The EMH was regarded as an extreme hypothesis, at least in academia, and therefore one key question is what was the theoretical model upon which central banks based their policies. This is the third major issue covered in this book. The Grand Neoclassical Synthesis lost its appeal in the 1970s since it was increasingly thought that it was unable to explain what was happening in the real world. Great efforts were subsequently put into the development of models based on optimising behaviour that could explain nominal rigidities in labour and product markets in the context of rational expectations and yet be able to explain the real world. This led to the development of New Consensus Macroeconomics (NCM) models, which have provided the intellectual basis for the conduct of monetary policy from the 1990s onwards. The pillars of the NCM models are that inflation is under the control of the central banks, whereas growth and unemployment are not, in the long run. Moreover, the control of inflation helps to stabilise the economy around its potential output path, which is exogenous to the system, and is influenced by matters such as multi-factor productivity and the growth of the labour force. The policy implications of the NCM models are that by placing inflation targeting at the top of the policy agenda it upgraded monetary policy and downgraded fiscal policy as a tool of stabilisation. The principal objective of fiscal policy was to balance the budget and trim public debt, in the belief that doing so would shrink the ‘inefficient’ public sector and enable the corresponding expansion of the ‘efficient’ private sector. However, the ‘great recession’ has now cast doubt on the wisdom of inflation targeting to the exclusion of other targets. One key question is whether monetary policy should also aim to affect the output gap and even asset prices in an effort to stabilise the economy and achieve financial stability. Another key question is whether the policies pursued by central banks operating under the assumptions of NCM lead to instability. Another major drawback of the NCM models is that monetary aggregates, liquidity, and banking are not necessary as long as we know how central banks set the short-term interest rates. The implication of this is that the objective of financial stability cannot be served by inflation targeting.

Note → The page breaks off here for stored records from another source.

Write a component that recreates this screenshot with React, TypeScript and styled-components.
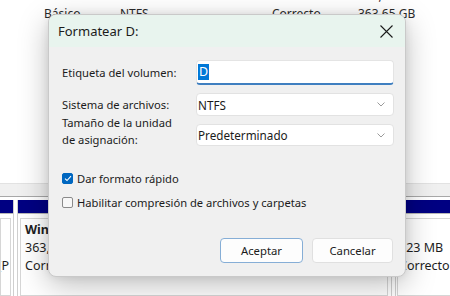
import React from 'react';
import styled, { createGlobalStyle } from 'styled-components';

const GlobalStyle = createGlobalStyle`
  html, body {
    margin: 0;
    padding: 0;
  }
  body {
    width: 450px;
    height: 296px;
    overflow: hidden;
    background: #ffffff;
    font-family: "Segoe UI", "Noto Sans", "Open Sans", sans-serif;
  }
`;

const Screen = styled.div`
  position: relative;
  width: 450px;
  height: 296px;
  overflow: hidden;
  display: flex;
  flex-direction: column;
  background: #ffffff;
`;

// ---- volume list behind the dialog ----
const VolumeList = styled.div`
  flex: none;
  height: 183px;
  overflow: hidden;
`;

const ListRows = styled.div`
  display: flex;
  flex-direction: column;
  margin-top: -14px;
`;

const ListRow = styled.div`
  display: grid;
  grid-template-columns: 76px 152px 86px auto;
  padding-left: 44px;
  height: 18px;
  align-items: center;
  font-size: 12px;
  color: #2b2b2b;
  white-space: nowrap;
`;

const Cell = styled.span<{ $clip?: number }>`
  overflow: hidden;
  max-width: ${(p) => (p.$clip ? `${p.$clip}px` : 'none')};
`;

// ---- disk map ----
const Splitter = styled.div`
  flex: none;
  height: 12px;
  background: #f0f0f0;
  border-top: 1px solid #e2e2e2;
  border-bottom: 1px solid #a8a8a8;
  margin-bottom: 3px;
`;

const DiskRow = styled.div`
  flex: 1;
  display: flex;
  gap: 3px;
  background: #ffffff;
`;

const Partition = styled.div<{ $w: number; $first?: boolean }>`
  flex: none;
  width: ${(p) => p.$w}px;
  display: flex;
  flex-direction: column;
  border-left: ${(p) => (p.$first ? 'none' : '1px solid #cfcfcf')};
  border-right: 1px solid #cfcfcf;
`;

const PartitionBar = styled.div`
  height: 13px;
  background: #000082;
`;

const PartitionBody = styled.div<{ $pad: string }>`
  flex: 1;
  padding: ${(p) => p.$pad};
  display: flex;
  border-top: 1px solid #b8b8b8;
`;

const PartitionBox = styled.div<{ $end?: boolean; $pad: string }>`
  flex: 1;
  border: 1px solid #d6d6d6;
  padding: ${(p) => p.$pad};
  display: flex;
  flex-direction: column;
  align-items: ${(p) => (p.$end ? 'flex-end' : 'flex-start')};
  overflow: hidden;
  font-size: 12.5px;
  color: #1e1e1e;
  white-space: nowrap;
`;

const PartLine = styled.div<{ $bold?: boolean }>`
  height: 18px;
  line-height: 18px;
  font-weight: ${(p) => (p.$bold ? 700 : 400)};
`;

// ---- dialog ----
const Dialog = styled.div`
  position: absolute;
  left: 48px;
  top: 14px;
  width: 358px;
  height: 263px;
  box-sizing: border-box;
  border: 1px solid #c9c9c9;
  border-radius: 8px;
  overflow: hidden;
  background: #f0f0f0;
  box-shadow: 0 8px 30px rgba(0, 0, 0, 0.26), 0 0 8px rgba(0, 0, 0, 0.08);
  display: flex;
  flex-direction: column;
`;

const TitleBar = styled.div`
  flex: none;
  height: 32px;
  padding: 0 12px 0 9px;
  display: flex;
  align-items: center;
  justify-content: space-between;
  background: #e8f4ee;
`;

const Title = styled.span`
  font-size: 13px;
  color: #1b1b1b;
`;

const CloseButton = styled.div`
  width: 14px;
  height: 14px;
  display: flex;
  align-items: center;
  justify-content: center;
`;

const DialogBody = styled.div`
  flex: 1;
  display: flex;
  flex-direction: column;
  padding: 13px 11px 13px 13px;
`;

const Form = styled.div`
  display: grid;
  grid-template-columns: 134px 1fr;
  grid-template-rows: 25px 23px 22px;
  row-gap: 8px;
  font-size: 11.2px;
  color: #1b1b1b;
`;

const Label = styled.div<{ $end?: boolean }>`
  align-self: ${(p) => (p.$end ? 'end' : 'center')};
  line-height: 17px;
  margin-bottom: ${(p) => (p.$end ? '-2px' : '0')};
`;

const TextField = styled.div`
  display: flex;
  align-items: center;
  box-sizing: border-box;
  background: #ffffff;
  border: 1px solid #e4e4e4;
  border-bottom: 2px solid #3f7fc0;
  border-radius: 4px;
  padding: 0 0 0 1px;
`;

const Selection = styled.span`
  background: #0078d7;
  color: #ffffff;
  font-size: 12.5px;
  line-height: 16px;
  padding: 0 1px;
`;

const SelectBox = styled.div`
  display: flex;
  align-items: center;
  justify-content: space-between;
  box-sizing: border-box;
  background: #ffffff;
  border: 1px solid #e2e2e2;
  border-radius: 4px;
  padding: 0 8px 0 1px;
  font-size: 11.7px;
`;

const Options = styled.div`
  display: flex;
  flex-direction: column;
  gap: 6px;
  margin-top: 23px;
`;

const CheckRow = styled.label`
  display: flex;
  align-items: center;
  gap: 4px;
  height: 18px;
  font-size: 11.2px;
  color: #1b1b1b;
`;

const CheckBox = styled.span<{ $checked?: boolean }>`
  width: 11px;
  height: 11px;
  box-sizing: border-box;
  border-radius: 2px;
  display: flex;
  align-items: center;
  justify-content: center;
  background: ${(p) => (p.$checked ? '#0067c0' : '#f7f7f7')};
  border: 1px solid ${(p) => (p.$checked ? '#0067c0' : '#8a8a8a')};
`;

const ButtonRow = styled.div`
  margin-top: auto;
  display: flex;
  justify-content: flex-end;
  gap: 9px;
  padding-right: 1px;
`;

const Button = styled.div<{ $primary?: boolean; $w: number }>`
  width: ${(p) => p.$w}px;
  height: 25px;
  box-sizing: border-box;
  display: flex;
  align-items: center;
  justify-content: center;
  background: #fdfdfd;
  border: 1px solid ${(p) => (p.$primary ? '#86aed6' : '#e0e0e0')};
  border-radius: 4px;
  font-size: 11.3px;
  color: #1b1b1b;
`;

const Chevron = () => (
  <svg width="8" height="5" viewBox="0 0 8 5">
    <path d="M0.5 0.5 L4 4 L7.5 0.5" fill="none" stroke="#9a9a9a" strokeWidth="1" />
  </svg>
);

const CheckMark = () => (
  <svg width="8" height="7" viewBox="0 0 8 7">
    <path d="M1 3.6 L3 5.5 L7 1.2" fill="none" stroke="#ffffff" strokeWidth="1.1" />
  </svg>
);

const volumes = [
  ['Básico', 'NTFS', 'Correcto (Arranque', '363,65 GB'],
  ['Básico', 'NTFS', 'Correcto (Partición', '363,65 GB'],
];

export default function App() {
  return (
    <>
      <GlobalStyle />
      <Screen>
        <VolumeList>
          <ListRows>
            {volumes.map((v, i) => (
              <ListRow key={i}>
                {v.map((c, j) => (
                  <Cell key={j} $clip={j === 2 ? 50 : undefined}>
                    {c}
                  </Cell>
                ))}
              </ListRow>
            ))}
          </ListRows>
        </VolumeList>
        <Splitter />
        <DiskRow>
          <Partition $w={13} $first>
            <PartitionBar />
            <PartitionBody $pad="4px 2px 0 0">
              <PartitionBox $end $pad="2px 1px 0 0">
                <PartLine>&nbsp;</PartLine>
                <PartLine>&nbsp;</PartLine>
                <PartLine>Correcto (P</PartLine>
              </PartitionBox>
            </PartitionBody>
          </Partition>
          <Partition $w={373}>
            <PartitionBar />
            <PartitionBody $pad="4px 3px 0 2px">
              <PartitionBox $pad="2px 4px 0">
                <PartLine $bold>Windows (C:)</PartLine>
                <PartLine>363,65 GB NTFS</PartLine>
                <PartLine>Correcto (Arranque, Archivo de paginación)</PartLine>
              </PartitionBox>
            </PartitionBody>
          </Partition>
          <Partition $w={80}>
            <PartitionBar />
            <PartitionBody $pad="4px 0 0 1px">
              <PartitionBox $pad="2px 1px 0">
                <PartLine>&nbsp;</PartLine>
                <PartLine>523 MB</PartLine>
                <PartLine>Correcto (Partición de recuperación)</PartLine>
              </PartitionBox>
            </PartitionBody>
          </Partition>
        </DiskRow>

        <Dialog>
          <TitleBar>
            <Title>Formatear D:</Title>
            <CloseButton>
              <svg width="13" height="13" viewBox="0 0 13 13">
                <path d="M0.5 0.5 L12.5 12.5 M12.5 0.5 L0.5 12.5" stroke="#1b1b1b" strokeWidth="1.1" />
              </svg>
            </CloseButton>
          </TitleBar>
          <DialogBody>
            <Form>
              <Label>Etiqueta del volumen:</Label>
              <TextField>
                <Selection>D</Selection>
              </TextField>
              <Label>Sistema de archivos:</Label>
              <SelectBox>
                <span>NTFS</span>
                <Chevron />
              </SelectBox>
              <Label $end>
                Tamaño de la unidad
                <br />
                de asignación:
              </Label>
              <SelectBox>
                <span>Predeterminado</span>
                <Chevron />
              </SelectBox>
            </Form>
            <Options>
              <CheckRow>
                <CheckBox $checked>
                  <CheckMark />
                </CheckBox>
                Dar formato rápido
              </CheckRow>
              <CheckRow>
                <CheckBox />
                Habilitar compresión de archivos y carpetas
              </CheckRow>
            </Options>
            <ButtonRow>
              <Button $primary $w={83}>Aceptar</Button>
              <Button $w={81}>Cancelar</Button>
            </ButtonRow>
          </DialogBody>
        </Dialog>
      </Screen>
    </>
  );
}
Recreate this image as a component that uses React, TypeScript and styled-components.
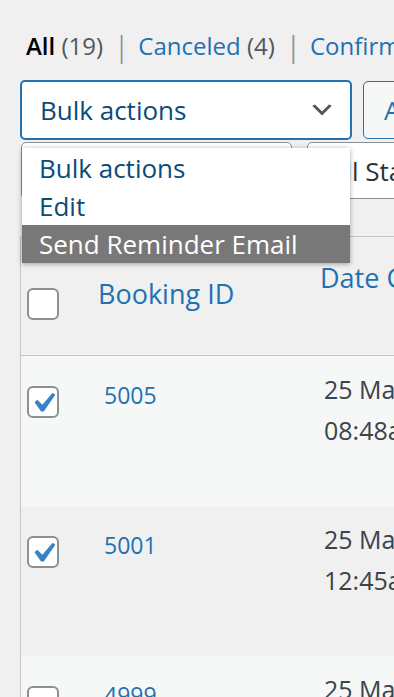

There can be no bubble unless there is a corresponding expansion of credit to finance it. In traditional bubbles, such as occurred in Japan in the 1980s, the Asian–Russian crisis in 1997–98 and China recently, the expansion of credit was reflected in monetary aggregates. Hence the bubble could be detected by central banks and monitored through measures of liquidity. Yet there was no increase in monetary aggregates in the USA and other countries where housing bubbles emerged. How is this possible? This is the second major issue covered in this book. Financial engineering made that possible by creating the liquidity and hence the credit that was required to finance the bubbles; it led to the development and growth of a parallel or shadow banking which was outside the control of the monetary authorities. Central banks, therefore, did not detect the bubbles and did not monitor the corresponding expansion of liquidity and credit. Hence, the Fed and other central banks were taken by surprise when the housing bubbles burst around the world. The most important development in terms of the financial liberalisation of the USA was the repeal of the Glass–Steagall Act in 1999, which had been introduced in 1933 with the aim of separating commercial from investment banking. There was a simple rationale behind this act. Its aim was to permit investment banks to take as much risk as they liked with their own capital and the degree of leverage they wanted to take, but not with the deposits of ordinary savers. These would be placed with commercial banks who would be subjected to strict regulation over the risks they would be permitted to take. Sure enough, in the period between the 1930s and the late 1990s, when it was in force, the Glass–Steagall Act prevented any systemic financial crisis. By contrast, the period after its repeal led to a series of bubbles, each one being a transformation of the previous one. Thus the housing bubble is a transformation of the internet bubble and the commodities bubble is a transformation of the housing bubble.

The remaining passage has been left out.